(GIVEN REQUEST):
Go through the records and copy each line where the word "that" occurs.

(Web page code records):
--------
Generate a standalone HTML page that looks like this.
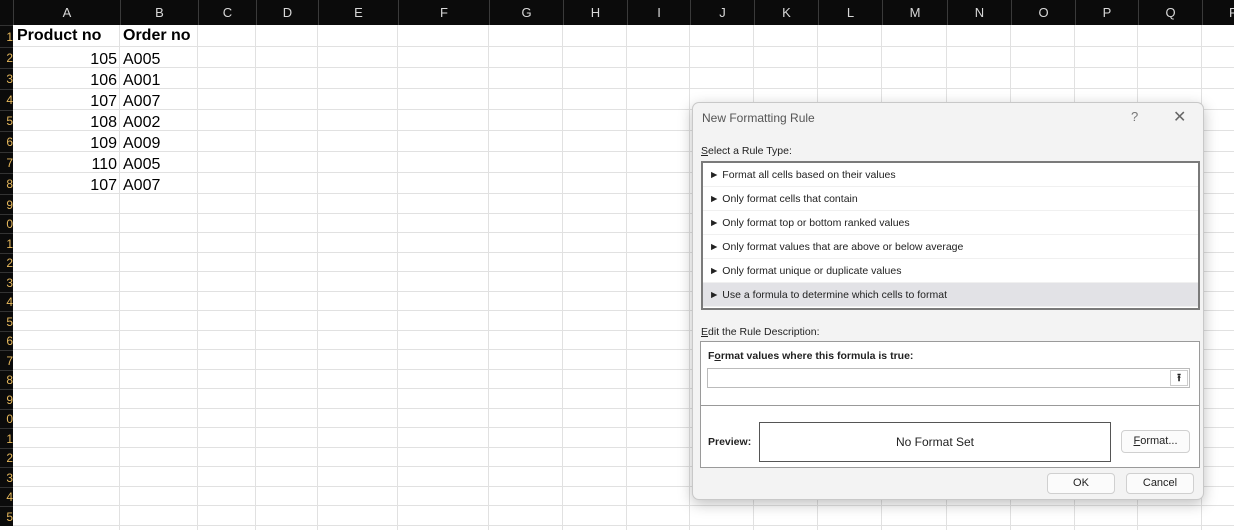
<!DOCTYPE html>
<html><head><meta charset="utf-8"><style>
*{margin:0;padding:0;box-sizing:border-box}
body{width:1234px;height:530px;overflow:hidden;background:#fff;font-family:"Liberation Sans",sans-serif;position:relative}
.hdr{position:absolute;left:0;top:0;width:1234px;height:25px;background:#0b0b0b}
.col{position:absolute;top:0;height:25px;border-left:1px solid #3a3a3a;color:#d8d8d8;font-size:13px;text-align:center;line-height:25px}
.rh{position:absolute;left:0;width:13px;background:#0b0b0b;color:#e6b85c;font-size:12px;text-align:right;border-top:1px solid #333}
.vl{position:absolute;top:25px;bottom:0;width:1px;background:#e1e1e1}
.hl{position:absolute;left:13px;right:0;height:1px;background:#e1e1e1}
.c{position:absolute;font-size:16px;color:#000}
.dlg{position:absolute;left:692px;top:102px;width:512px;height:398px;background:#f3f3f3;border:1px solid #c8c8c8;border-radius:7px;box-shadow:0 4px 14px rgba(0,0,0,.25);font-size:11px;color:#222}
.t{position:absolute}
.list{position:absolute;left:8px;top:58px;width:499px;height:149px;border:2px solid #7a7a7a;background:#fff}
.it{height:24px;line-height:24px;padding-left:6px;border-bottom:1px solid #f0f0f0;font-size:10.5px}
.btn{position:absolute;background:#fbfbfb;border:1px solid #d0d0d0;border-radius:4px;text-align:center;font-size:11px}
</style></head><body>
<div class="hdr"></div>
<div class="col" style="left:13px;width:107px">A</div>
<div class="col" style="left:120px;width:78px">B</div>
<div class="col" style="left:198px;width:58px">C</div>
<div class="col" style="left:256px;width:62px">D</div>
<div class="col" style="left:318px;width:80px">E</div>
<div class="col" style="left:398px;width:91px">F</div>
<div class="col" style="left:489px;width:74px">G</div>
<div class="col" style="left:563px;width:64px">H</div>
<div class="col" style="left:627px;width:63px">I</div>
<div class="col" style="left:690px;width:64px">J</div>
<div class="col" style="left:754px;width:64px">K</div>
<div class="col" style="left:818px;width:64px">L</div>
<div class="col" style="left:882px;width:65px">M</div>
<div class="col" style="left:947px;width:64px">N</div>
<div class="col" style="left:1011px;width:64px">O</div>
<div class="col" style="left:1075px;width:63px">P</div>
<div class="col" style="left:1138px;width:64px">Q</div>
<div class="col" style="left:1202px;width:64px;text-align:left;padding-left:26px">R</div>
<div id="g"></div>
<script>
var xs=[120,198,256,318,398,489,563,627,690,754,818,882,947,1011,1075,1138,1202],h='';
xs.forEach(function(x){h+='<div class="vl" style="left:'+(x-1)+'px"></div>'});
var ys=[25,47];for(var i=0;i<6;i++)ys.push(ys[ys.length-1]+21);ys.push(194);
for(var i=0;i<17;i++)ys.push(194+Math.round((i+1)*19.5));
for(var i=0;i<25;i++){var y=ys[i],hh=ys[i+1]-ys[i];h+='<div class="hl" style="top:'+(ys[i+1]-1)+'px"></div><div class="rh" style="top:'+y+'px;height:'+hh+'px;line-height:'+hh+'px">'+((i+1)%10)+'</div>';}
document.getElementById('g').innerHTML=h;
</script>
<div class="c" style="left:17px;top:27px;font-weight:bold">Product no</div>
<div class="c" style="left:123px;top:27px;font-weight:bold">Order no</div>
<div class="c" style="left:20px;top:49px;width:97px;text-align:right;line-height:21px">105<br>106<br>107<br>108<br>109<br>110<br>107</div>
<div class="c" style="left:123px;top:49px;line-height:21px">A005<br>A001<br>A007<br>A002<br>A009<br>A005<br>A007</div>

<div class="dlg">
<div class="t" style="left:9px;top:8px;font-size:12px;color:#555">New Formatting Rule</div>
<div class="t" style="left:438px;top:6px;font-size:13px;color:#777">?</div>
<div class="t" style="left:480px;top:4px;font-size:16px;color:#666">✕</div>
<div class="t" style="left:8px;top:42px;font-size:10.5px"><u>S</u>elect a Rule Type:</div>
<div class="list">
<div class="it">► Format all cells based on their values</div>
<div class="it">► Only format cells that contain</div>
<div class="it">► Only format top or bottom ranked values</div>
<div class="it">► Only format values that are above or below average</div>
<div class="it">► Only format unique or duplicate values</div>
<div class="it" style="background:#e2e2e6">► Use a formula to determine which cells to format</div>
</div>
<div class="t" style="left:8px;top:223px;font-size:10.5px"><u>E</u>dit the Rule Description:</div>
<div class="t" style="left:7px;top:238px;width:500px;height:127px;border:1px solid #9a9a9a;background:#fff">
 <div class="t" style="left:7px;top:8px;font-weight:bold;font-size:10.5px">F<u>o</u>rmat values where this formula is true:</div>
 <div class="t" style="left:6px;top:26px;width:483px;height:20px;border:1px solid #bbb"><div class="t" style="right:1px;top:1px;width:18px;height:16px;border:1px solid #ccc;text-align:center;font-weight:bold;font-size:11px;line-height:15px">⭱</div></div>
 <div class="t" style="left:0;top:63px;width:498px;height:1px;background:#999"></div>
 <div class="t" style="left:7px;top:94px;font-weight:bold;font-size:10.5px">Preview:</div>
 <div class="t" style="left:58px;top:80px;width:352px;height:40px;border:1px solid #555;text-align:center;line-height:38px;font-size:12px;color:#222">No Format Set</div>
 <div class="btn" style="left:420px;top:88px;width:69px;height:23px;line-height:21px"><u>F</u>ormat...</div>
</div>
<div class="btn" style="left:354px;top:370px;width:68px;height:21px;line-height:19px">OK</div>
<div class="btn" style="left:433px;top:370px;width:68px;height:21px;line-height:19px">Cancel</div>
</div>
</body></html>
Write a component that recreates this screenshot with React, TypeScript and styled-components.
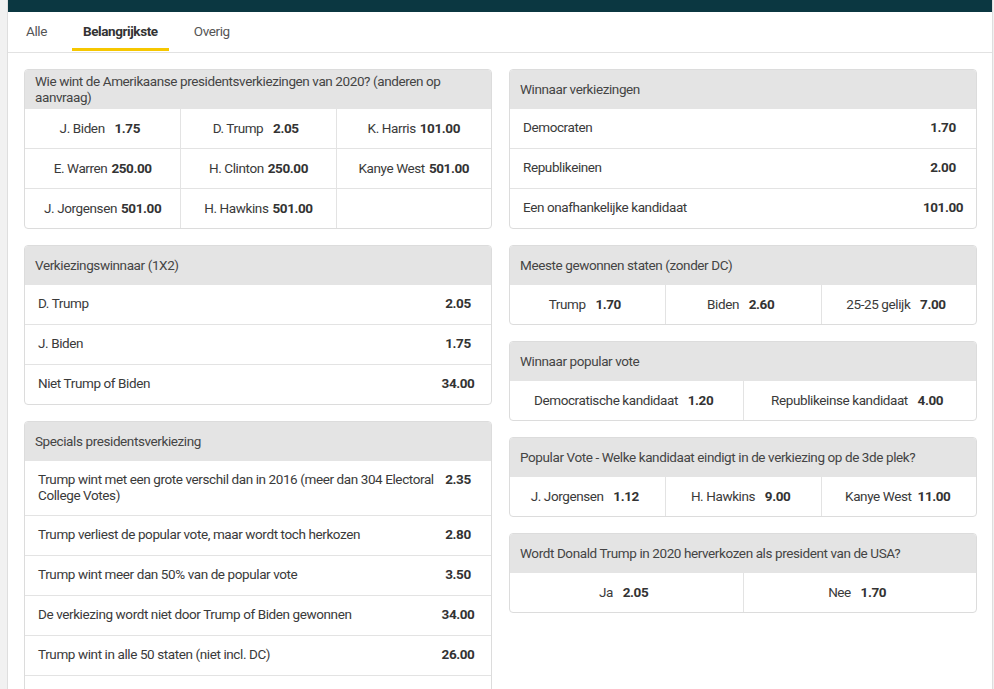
--------
(THE REPLY):
Generate a standalone HTML page that looks like this.
<div class="it">► Only format cells that contain</div>
<div class="it">► Only format values that are above or below average</div>
Write a component that recreates this screenshot with React, TypeScript and styled-components.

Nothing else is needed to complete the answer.